Wedbush analyst Daniel Ives, a longtime Tesla bull, maintained an "Outperform" rating on Tesla stock and trimmed his price target to 215 from 225.
Meanwhile, Morgan Stanley analyst Adam Jonas revised the firm's Tesla stock price target to 200 from 220. Jonas kept an "Overweight" rating on TSLA.
RBC Capital analyst Tom Narayan lowered the firm's price target on Tesla to 212 from 217, while keeping an "Outperform" rating on Tesla stock. Citigroup joined the other firms, revising its Tesla stock price target to 175 from 192.
Citigroup trimmed its price target based on how Tesla's margin miss "confirms" vehicle price cuts were not offset to the extent previously expected. Analyst Itay Michaeli expects the stock to pull back and says an entry point in the near-term requires more conviction on demand.
Wells Fargo maintained an "Equal Weight" rating on Tesla stock while adjusting its price target to 170, from 190. Deutsche Bank on Thursday also whittled its TSLA share price view to 200, down from its previous 250 target.
Tesla Stock
Tesla stock plunged 10.8% last week to its worst levels since late January. Most of the decline came Thursday, after Tesla reported its gross margin dived more than expected and Elon Musk signaled more declines could be coming.
TSLA stock has fallen more than 25% in April.

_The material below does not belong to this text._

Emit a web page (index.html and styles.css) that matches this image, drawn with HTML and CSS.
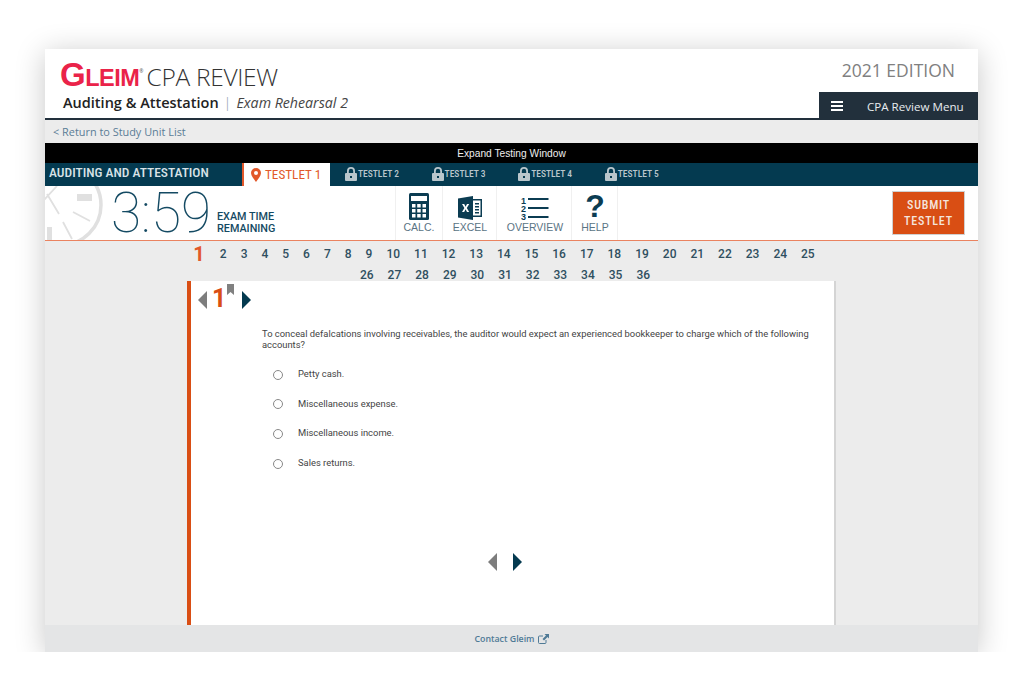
FILE: index.html
```html
<!DOCTYPE HTML>
<html>
	<head>
		<title>Gleim CPA Review</title>
		<link rel="stylesheet" href="styles.css">
	</head>
	<body>
		<div class="frame">
			<!-- top header -->
			<div class="header">
				<div class="brand">
					<div class="logoLine">
						<span class="logo"><span class="logoG">G</span>LEIM</span><span class="reg">&reg;</span>
						<span class="cpa">CPA REVIEW</span>
					</div>
					<div class="subLine">
						<b>Auditing &amp; Attestation</b><span class="pipe">|</span><i>Exam Rehearsal 2</i>
					</div>
				</div>
				<div class="headRight">
					<div class="edition">2021 EDITION</div>
					<div class="menuBtn">
						<svg class="burger" width="12" height="10" viewBox="0 0 12 10"><path d="M0 0h12v2H0zM0 4h12v2H0zM0 8h12v2H0z" fill="#fff"/></svg>
						<span>CPA Review Menu</span>
					</div>
				</div>
			</div>
			<div class="returnBar">&lt; Return to Study Unit List</div>
			<div class="expandBar">Expand Testing Window</div>

			<!-- testlet tabs -->
			<div class="tabBar">
				<div class="examTitle">AUDITING AND ATTESTATION</div>
				<div class="tab tabOn">
					<svg width="10" height="14" viewBox="0 0 10 14"><path fill-rule="evenodd" d="M5 0a5 5 0 0 1 5 5c0 3-3 6-5 9-2-3-5-6-5-9a5 5 0 0 1 5-5zm0 3a2 2 0 1 0 0 4 2 2 0 0 0 0-4z" fill="#e2582a"/></svg>
					<span>TESTLET 1</span>
				</div>
				<div class="tab"><svg class="lock" width="12" height="14" viewBox="0 0 12 14"><path fill-rule="evenodd" d="M2 6V4a4 4 0 0 1 8 0v2h1a1 1 0 0 1 1 1v6a1 1 0 0 1-1 1H1a1 1 0 0 1-1-1V7a1 1 0 0 1 1-1zm1.800 0h4.400V4a2.200 2.200 0 0 0-4.400 0zM5 9v2h2V9z" fill="#b9c6cc"/></svg><span>TESTLET 2</span></div>
				<div class="tab"><svg class="lock" width="12" height="14" viewBox="0 0 12 14"><path fill-rule="evenodd" d="M2 6V4a4 4 0 0 1 8 0v2h1a1 1 0 0 1 1 1v6a1 1 0 0 1-1 1H1a1 1 0 0 1-1-1V7a1 1 0 0 1 1-1zm1.800 0h4.400V4a2.200 2.200 0 0 0-4.400 0zM5 9v2h2V9z" fill="#b9c6cc"/></svg><span>TESTLET 3</span></div>
				<div class="tab"><svg class="lock" width="12" height="14" viewBox="0 0 12 14"><path fill-rule="evenodd" d="M2 6V4a4 4 0 0 1 8 0v2h1a1 1 0 0 1 1 1v6a1 1 0 0 1-1 1H1a1 1 0 0 1-1-1V7a1 1 0 0 1 1-1zm1.800 0h4.400V4a2.200 2.200 0 0 0-4.400 0zM5 9v2h2V9z" fill="#b9c6cc"/></svg><span>TESTLET 4</span></div>
				<div class="tab"><svg class="lock" width="12" height="14" viewBox="0 0 12 14"><path fill-rule="evenodd" d="M2 6V4a4 4 0 0 1 8 0v2h1a1 1 0 0 1 1 1v6a1 1 0 0 1-1 1H1a1 1 0 0 1-1-1V7a1 1 0 0 1 1-1zm1.800 0h4.400V4a2.200 2.200 0 0 0-4.400 0zM5 9v2h2V9z" fill="#b9c6cc"/></svg><span>TESTLET 5</span></div>
			</div>

			<!-- timer + tools -->
			<div class="toolBar">
				<svg class="clock" width="60" height="54" viewBox="0 0 60 54">
					<circle cx="16" cy="19" r="40" fill="none" stroke="#e0e0e0" stroke-width="3.500"/>
					<path d="M32 8h15v7H32z" fill="#e0e0e0"/>
					<path d="M-1 14L12 0M2 8l12 20M28 26l17 9M18 36l9 17" stroke="#e0e0e0" stroke-width="1.800" fill="none"/>
					<path d="M2 41h5v13H2z" fill="#e0e0e0"/>
				</svg>
				<div class="time">3:59</div>
				<div class="timeLabel">EXAM TIME<br>REMAINING</div>
				<div class="tools">
					<div class="tool toolCalc">
						<svg width="20" height="27" viewBox="0 0 20 27"><rect width="20" height="27" rx="1.500" fill="#0b3c52"/><rect x="2" y="3" width="16" height="5" fill="#fff"/><path d="M3 11h3.500v3.500H3zM8.200 11h3.500v3.500H8.200zM13.500 11H17v3.500h-3.500zM3 16h3.500v3.500H3zM8.200 16h3.500v3.500H8.200zM13.500 16H17v3.500h-3.500zM3 21h3.500v3.500H3zM8.200 21h3.500v3.500H8.200zM13.500 21H17v3.500h-3.500z" fill="#fff"/></svg>
						<span>CALC.</span>
					</div>
					<div class="tool toolExcel">
						<svg width="24" height="24" viewBox="0 0 24 24"><path d="M14 3h10v18H14z" fill="#0b3c52"/><path d="M15 4.500h7.500v15H15z" fill="#fff"/><path d="M17 7h4v1.500h-4zM17 10h4v1.500h-4zM17 13h4v1.500h-4zM17 16h4v1.500h-4z" fill="#0b3c52"/><path d="M0 2.500L15 0v24L0 21.500z" fill="#0b3c52"/><path d="M4 8h2.200l1.400 2.700L9 8h2.200l-2.400 4 2.400 4H9l-1.400-2.700L6.200 16H4l2.400-4z" fill="#fff"/></svg>
						<span>EXCEL</span>
					</div>
					<div class="tool toolOver">
						<svg width="28" height="24" viewBox="0 0 28 24">
							<text x="0" y="7.500" class="ovNum">1</text><text x="0" y="15.500" class="ovNum">2</text><text x="0" y="23.500" class="ovNum">3</text>
							<path d="M7 2h20.500v2H7zM7 11h20.500v2H7zM7 20h20.500v2H7z" fill="#0b3c52"/>
						</svg>
						<span>OVERVIEW</span>
					</div>
					<div class="tool toolHelp">
						<span class="qMark">?</span>
						<span>HELP</span>
					</div>
				</div>
				<div class="submit">SUBMIT<br>TESTLET</div>
			</div>

			<!-- question numbers -->
			<div class="numbers">
				<a class="cur">1</a><a>2</a><a>3</a><a>4</a><a>5</a><a>6</a><a>7</a><a>8</a><a>9</a><a>10</a><a>11</a><a>12</a><a>13</a><a>14</a><a>15</a><a>16</a><a>17</a><a>18</a><a>19</a><a>20</a><a>21</a><a>22</a><a>23</a><a>24</a><a>25</a><a>26</a><a>27</a><a>28</a><a>29</a><a>30</a><a>31</a><a>32</a><a>33</a><a>34</a><a>35</a><a>36</a>
			</div>

			<!-- question -->
			<div class="question">
				<div class="qHead">
					<span class="arrowL"></span>
					<span class="qNum">1</span>
					<svg class="flag" width="7" height="11" viewBox="0 0 7 11"><path d="M0 0h7v11L3.500 8 0 11z" fill="#808080"/></svg>
					<span class="arrowR"></span>
				</div>
				<div class="qBody">
					<p class="stem">To conceal defalcations involving receivables, the auditor would expect an experienced bookkeeper to charge which of the following accounts?</p>
					<label class="answer"><span class="radio"></span>Petty cash.</label>
					<label class="answer"><span class="radio"></span>Miscellaneous expense.</label>
					<label class="answer"><span class="radio"></span>Miscellaneous income.</label>
					<label class="answer"><span class="radio"></span>Sales returns.</label>
				</div>
				<div class="qNav">
					<span class="arrowL"></span>
					<span class="arrowR"></span>
				</div>
			</div>

			<div class="footer">
				<span>Contact Gleim</span>
				<svg width="11" height="10" viewBox="0 0 11 10"><path d="M8 6v2.500a1 1 0 0 1-1 1H1.500a1 1 0 0 1-1-1V3a1 1 0 0 1 1-1H5" fill="none" stroke="#4f7a96" stroke-width="1"/><path d="M6.500 0H11v4.500L9.500 3 6 6.500 4.500 5 8 1.500z" fill="#4f7a96"/></svg>
			</div>
		</div>
	</body>
</html>
```

FILE: styles.css
```css
body {
	margin:0;
	background-color:white;
	color:#333;
	font-family:"Open Sans", sans-serif;
}

.frame {
	width:933px;
	height:603px;
	margin:49px 0 0 45px;
	background-color:#ececec;
	box-shadow:0 4px 28px rgba(0,0,0,0.22);
	display:flex;
	flex-direction:column;
}

/* header */
.header {
	height:69px;
	background-color:white;
	border-bottom:2px solid #22303c;
	display:flex;
	justify-content:space-between;
}
.brand {
	padding:9px 0 0 15px;
}
.logoLine {
	height:33px;
	display:flex;
	align-items:baseline;
	white-space:nowrap;
}
.logo {
	font-family:"Liberation Sans", sans-serif;
	font-weight:bold;
	font-size:23.500px;
	line-height:33px;
	color:#ea2349;
	letter-spacing:-0.5px;
}
.logoG {
	font-size:33px;
}
.reg {
	font-size:5px;
	color:#555;
	align-self:flex-start;
	margin:10px 3px 0 0;
}
.cpa {
	font-weight:300;
	font-size:24.500px;
	color:#333;
	letter-spacing:-0.3px;
}
.subLine {
	margin:2px 0 0 3px;
	font-size:14.500px;
	line-height:20px;
	color:#222;
	white-space:nowrap;
}
.subLine b {
	font-weight:600;
}
.subLine i {
	font-weight:400;
	color:#444;
	font-size:14.200px;
}
.pipe {
	margin:0 5px 0 5px;
	color:#8a9aa5;
	font-weight:300;
}
.headRight {
	width:159px;
	display:flex;
	flex-direction:column;
	justify-content:flex-end;
	margin-bottom:-1px;
}
.edition {
	flex:1;
	font-size:17.500px;
	color:#808080;
	padding:9px 23px 0 0;
	text-align:right;
	white-space:nowrap;
	margin-left:-20px;
}
.menuBtn {
	height:27px;
	background-color:#22303c;
	color:#e8ecef;
	font-size:11.600px;
	display:flex;
	align-items:center;
	padding:1px 0 0 12px;
	box-sizing:border-box;
}
.burger {
	margin-right:24px;
}

.returnBar {
	height:23px;
	line-height:24px;
	padding-left:8px;
	font-size:10.900px;
	color:#5b7d96;
}
.expandBar {
	height:20px;
	line-height:21px;
	background-color:black;
	color:#eee;
	font-family:"Liberation Sans", sans-serif;
	font-size:10.200px;
	text-align:center;
}

/* tabs */
.tabBar {
	height:23px;
	background-color:#043a50;
	display:flex;
	align-items:center;
}
.examTitle {
	width:197px;
	padding:0 0 5px 4px;
	box-sizing:border-box;
	font-family:Roboto, sans-serif;
	font-weight:500;
	font-stretch:81%;
	font-size:13.500px;
	color:#d8e2e7;
	white-space:nowrap;
}
.tab {
	width:86.600px;
	display:flex;
	align-items:center;
	gap:1px;
	font-family:Roboto, sans-serif;
	font-weight:500;
	font-stretch:87%;
	font-size:9.500px;
	color:#b9c6cc;
	padding:0 0 2px 16px;
	box-sizing:border-box;
	white-space:nowrap;
}
.tabOn {
	width:88px;
	height:23px;
	background-color:white;
	border-left:2px solid #e2582a;
	padding:0 0 0 7px;
	gap:4px;
	font-stretch:85%;
	font-size:13.200px;
	font-weight:400;
	color:#e2582a;
	margin-right:-1px;
}

/* timer and tools */
.toolBar {
	position:relative;
	height:54px;
	background-color:white;
	border-bottom:1px solid #ea8360;
	display:flex;
	align-items:flex-start;
}
.clock {
	position:absolute;
	left:0;
	top:0;
}
.time {
	margin-left:66px;
	width:106px;
	font-family:Roboto, sans-serif;
	font-weight:100;
	font-size:55px;
	line-height:54px;
	color:#144a63;
	white-space:nowrap;
}
.timeLabel {
	width:178px;
	padding-top:25px;
	font-family:Roboto, sans-serif;
	font-weight:500;
	font-size:10.800px;
	line-height:11.500px;
	color:#144a63;
}
.tools {
	display:flex;
	height:54px;
}
.tool {
	height:54px;
	box-sizing:border-box;
	border-right:1px solid #f0f0f0;
	display:flex;
	flex-direction:column;
	align-items:center;
	justify-content:flex-end;
	padding:0 0 7px 1px;
	font-family:"Liberation Sans", sans-serif;
	font-size:10.500px;
	color:#5a7484;
}
.tool span {
	margin-top:1px;
	line-height:12px;
}
.toolCalc {
	width:48px;
	padding-left:0;
	border-left:1px solid #f0f0f0;
}
.toolExcel {
	width:54px;
}
.toolOver {
	width:75px;
	padding-left:2px;
}
.toolHelp {
	width:46px;
}
.tool .qMark {
	font-family:"Liberation Sans", sans-serif;
	font-weight:bold;
	font-size:32px;
	line-height:25px;
	height:25px;
	color:#0b3c52;
	margin:0 0 1px 0;
}
.ovNum {
	font-family:"Liberation Sans", sans-serif;
	font-weight:bold;
	font-size:9px;
	fill:#0b3c52;
}
.submit {
	position:absolute;
	right:13px;
	top:5px;
	width:73px;
	height:44px;
	box-sizing:border-box;
	background-color:#d94e14;
	border:1px solid #d0d0d0;
	color:#f4e4dc;
	font-family:Roboto, sans-serif;
	font-weight:500;
	font-stretch:85%;
	font-size:12px;
	letter-spacing:0.8px;
	line-height:15.500px;
	text-align:center;
	padding-top:6px;
}

/* number strip */
.numbers {
	height:40px;
	width:640px;
	margin-left:140px;
	padding-top:3px;
	box-sizing:border-box;
	display:flex;
	flex-wrap:wrap;
	justify-content:center;
	align-content:flex-start;
	row-gap:1px;
	font-family:Roboto, sans-serif;
	font-weight:500;
	font-size:12px;
	color:#2f4f60;
}
.numbers a {
	padding:0 7px;
	line-height:20px;
	height:20px;
}
.numbers .cur {
	color:#e2582a;
	font-size:20px;
	font-weight:700;
	padding:0 8px 0 5px;
}

/* question card */
.question {
	flex:1;
	width:649px;
	margin-left:142px;
	box-sizing:border-box;
	background-color:white;
	border-left:4px solid #d94e14;
	border-right:2px solid #d4d4d4;
	display:flex;
	flex-direction:column;
}
.qHead {
	height:38px;
	padding:0 0 0 7px;
	display:flex;
	align-items:center;
}
.qNum {
	font-family:Roboto, sans-serif;
	font-weight:700;
	font-size:25px;
	line-height:25px;
	color:#d94e14;
	margin:-3px 1px 0 5px;
}
.flag {
	align-self:flex-start;
	margin:3px 8px 0 0;
}
.arrowL, .arrowR {
	display:inline-block;
	width:0;
	height:0;
	border-top:9px solid transparent;
	border-bottom:9px solid transparent;
}
.arrowL {
	border-right:9px solid #7d7d7d;
}
.arrowR {
	border-left:9px solid #043a50;
}
.qBody {
	padding:9px 10px 0 71px;
	font-family:Roboto, sans-serif;
	font-size:9.400px;
	color:#444;
}
.stem {
	margin:0 0 9px 0;
	line-height:11px;
}
.answer {
	display:flex;
	align-items:center;
	height:29.600px;
	padding-left:11px;
	white-space:nowrap;
}
.radio {
	width:8px;
	height:8px;
	border:1px solid #888;
	border-radius:50%;
	margin:2px 15px 0 0;
}
.qNav {
	display:flex;
	justify-content:center;
	gap:16px;
	margin:76px 15px 0 0;
}

.footer {
	height:27px;
	background-color:#e4e5e6;
	display:flex;
	align-items:center;
	justify-content:center;
	gap:3px;
	font-size:8.800px;
	font-weight:600;
	color:#4f7a96;
}
```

Tesla stock no longer has a base. If Tesla rebounds it could form a double-bottom base with a 207.89 buy point, according to MarketSmith analysis.
Tesla sits fifth in IBD's Auto Manufacturers industry group. TSLA has a 65 Composite Rating out of 99. The stock has also has a 24 Relative Strength Rating. The EPS Rating is 92 out of 99.